#### What to do:
Copy out each line that has "screenshot" in it.

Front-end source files

=-=-=

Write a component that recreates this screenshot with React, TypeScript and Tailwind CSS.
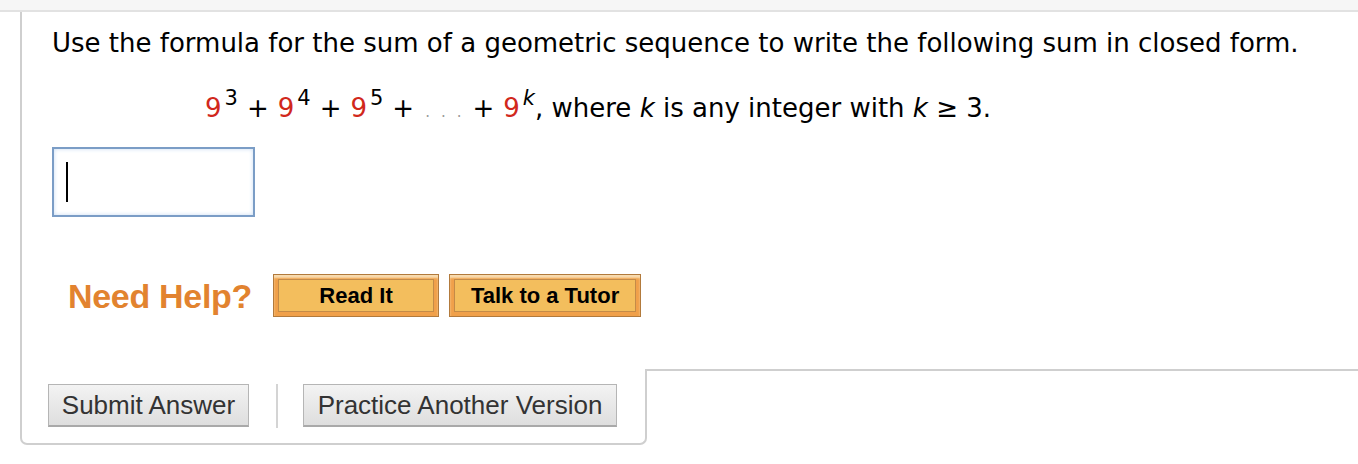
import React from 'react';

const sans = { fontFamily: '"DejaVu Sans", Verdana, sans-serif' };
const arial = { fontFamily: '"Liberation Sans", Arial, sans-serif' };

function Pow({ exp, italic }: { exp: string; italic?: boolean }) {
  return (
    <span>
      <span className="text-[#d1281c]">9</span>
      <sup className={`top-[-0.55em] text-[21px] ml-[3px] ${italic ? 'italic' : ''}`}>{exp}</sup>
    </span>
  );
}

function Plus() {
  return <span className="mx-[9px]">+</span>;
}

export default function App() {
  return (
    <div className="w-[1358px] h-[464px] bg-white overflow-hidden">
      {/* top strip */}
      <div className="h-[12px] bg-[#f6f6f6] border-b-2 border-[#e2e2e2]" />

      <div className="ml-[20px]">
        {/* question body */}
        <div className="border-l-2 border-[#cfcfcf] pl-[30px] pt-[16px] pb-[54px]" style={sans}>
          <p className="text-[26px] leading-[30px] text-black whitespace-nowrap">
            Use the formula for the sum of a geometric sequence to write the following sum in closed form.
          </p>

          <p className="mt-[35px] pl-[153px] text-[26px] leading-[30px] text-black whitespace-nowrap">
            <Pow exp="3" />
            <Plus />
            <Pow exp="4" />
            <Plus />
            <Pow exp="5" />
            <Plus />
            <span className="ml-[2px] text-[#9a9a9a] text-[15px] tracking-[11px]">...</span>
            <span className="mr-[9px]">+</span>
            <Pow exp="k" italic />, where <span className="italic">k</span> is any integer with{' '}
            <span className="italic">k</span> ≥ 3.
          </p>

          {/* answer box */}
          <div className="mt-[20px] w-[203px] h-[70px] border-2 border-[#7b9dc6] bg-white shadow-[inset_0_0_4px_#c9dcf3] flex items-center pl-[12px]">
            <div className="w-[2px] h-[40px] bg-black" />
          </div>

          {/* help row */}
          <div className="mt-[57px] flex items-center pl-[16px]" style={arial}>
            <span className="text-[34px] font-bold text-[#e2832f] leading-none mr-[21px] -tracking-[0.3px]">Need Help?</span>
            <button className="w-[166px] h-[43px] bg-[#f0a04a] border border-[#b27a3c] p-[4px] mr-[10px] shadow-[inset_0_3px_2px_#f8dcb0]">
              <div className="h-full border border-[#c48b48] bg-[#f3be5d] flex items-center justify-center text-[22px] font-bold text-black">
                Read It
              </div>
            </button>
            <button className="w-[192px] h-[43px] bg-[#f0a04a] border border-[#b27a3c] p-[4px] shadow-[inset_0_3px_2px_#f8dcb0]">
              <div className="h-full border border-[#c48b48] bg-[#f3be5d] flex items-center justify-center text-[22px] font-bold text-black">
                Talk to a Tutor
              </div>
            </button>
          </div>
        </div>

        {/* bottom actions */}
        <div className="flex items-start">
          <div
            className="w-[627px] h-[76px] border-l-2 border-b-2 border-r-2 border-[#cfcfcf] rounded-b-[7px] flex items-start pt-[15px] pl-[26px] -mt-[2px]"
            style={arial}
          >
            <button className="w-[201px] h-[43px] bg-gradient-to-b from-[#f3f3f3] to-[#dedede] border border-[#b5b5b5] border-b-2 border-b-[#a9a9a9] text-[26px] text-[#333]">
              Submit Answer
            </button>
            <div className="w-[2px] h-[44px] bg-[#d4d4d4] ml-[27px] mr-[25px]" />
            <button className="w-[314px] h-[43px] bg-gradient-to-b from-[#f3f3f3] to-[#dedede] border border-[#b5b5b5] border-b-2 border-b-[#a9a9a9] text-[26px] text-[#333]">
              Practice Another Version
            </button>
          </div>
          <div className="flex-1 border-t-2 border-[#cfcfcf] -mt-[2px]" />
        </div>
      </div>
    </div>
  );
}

=-=-=

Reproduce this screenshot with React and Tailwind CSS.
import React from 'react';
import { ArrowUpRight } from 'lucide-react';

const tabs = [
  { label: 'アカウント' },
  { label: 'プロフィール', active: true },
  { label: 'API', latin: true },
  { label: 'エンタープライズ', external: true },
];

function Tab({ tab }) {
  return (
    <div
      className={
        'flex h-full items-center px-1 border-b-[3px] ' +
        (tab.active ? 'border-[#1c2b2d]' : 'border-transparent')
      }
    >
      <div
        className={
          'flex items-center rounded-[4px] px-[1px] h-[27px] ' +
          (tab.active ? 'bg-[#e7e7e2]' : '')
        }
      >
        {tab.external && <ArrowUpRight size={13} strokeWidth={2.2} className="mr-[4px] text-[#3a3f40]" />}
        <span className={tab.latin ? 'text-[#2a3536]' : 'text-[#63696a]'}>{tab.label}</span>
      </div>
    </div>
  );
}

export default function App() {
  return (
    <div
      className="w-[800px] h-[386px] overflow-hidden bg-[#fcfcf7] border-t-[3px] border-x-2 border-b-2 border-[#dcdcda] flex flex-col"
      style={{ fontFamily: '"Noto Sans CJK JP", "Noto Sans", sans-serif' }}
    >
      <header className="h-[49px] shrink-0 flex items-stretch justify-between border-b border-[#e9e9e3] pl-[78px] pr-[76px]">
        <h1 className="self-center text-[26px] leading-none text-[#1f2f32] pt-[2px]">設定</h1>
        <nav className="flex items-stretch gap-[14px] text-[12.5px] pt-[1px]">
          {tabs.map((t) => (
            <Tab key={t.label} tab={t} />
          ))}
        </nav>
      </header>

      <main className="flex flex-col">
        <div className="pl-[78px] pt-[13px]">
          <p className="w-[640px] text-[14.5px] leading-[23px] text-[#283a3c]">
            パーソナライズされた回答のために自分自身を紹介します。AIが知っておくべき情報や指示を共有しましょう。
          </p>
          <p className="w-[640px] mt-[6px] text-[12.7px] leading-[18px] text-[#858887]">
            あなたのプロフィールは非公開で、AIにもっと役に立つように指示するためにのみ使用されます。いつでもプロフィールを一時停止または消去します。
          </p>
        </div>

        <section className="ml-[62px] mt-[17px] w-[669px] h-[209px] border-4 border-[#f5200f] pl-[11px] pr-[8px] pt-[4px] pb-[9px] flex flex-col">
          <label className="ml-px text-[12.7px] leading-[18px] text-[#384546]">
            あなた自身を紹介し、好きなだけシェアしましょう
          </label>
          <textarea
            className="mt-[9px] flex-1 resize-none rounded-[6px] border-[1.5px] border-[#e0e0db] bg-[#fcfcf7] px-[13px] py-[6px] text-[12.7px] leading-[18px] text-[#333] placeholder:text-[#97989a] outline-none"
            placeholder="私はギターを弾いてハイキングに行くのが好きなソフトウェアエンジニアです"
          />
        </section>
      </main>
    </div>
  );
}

=-=-=

#### Final result:
Write a component that recreates this screenshot with React, TypeScript and Tailwind CSS.
Reproduce this screenshot with React and Tailwind CSS.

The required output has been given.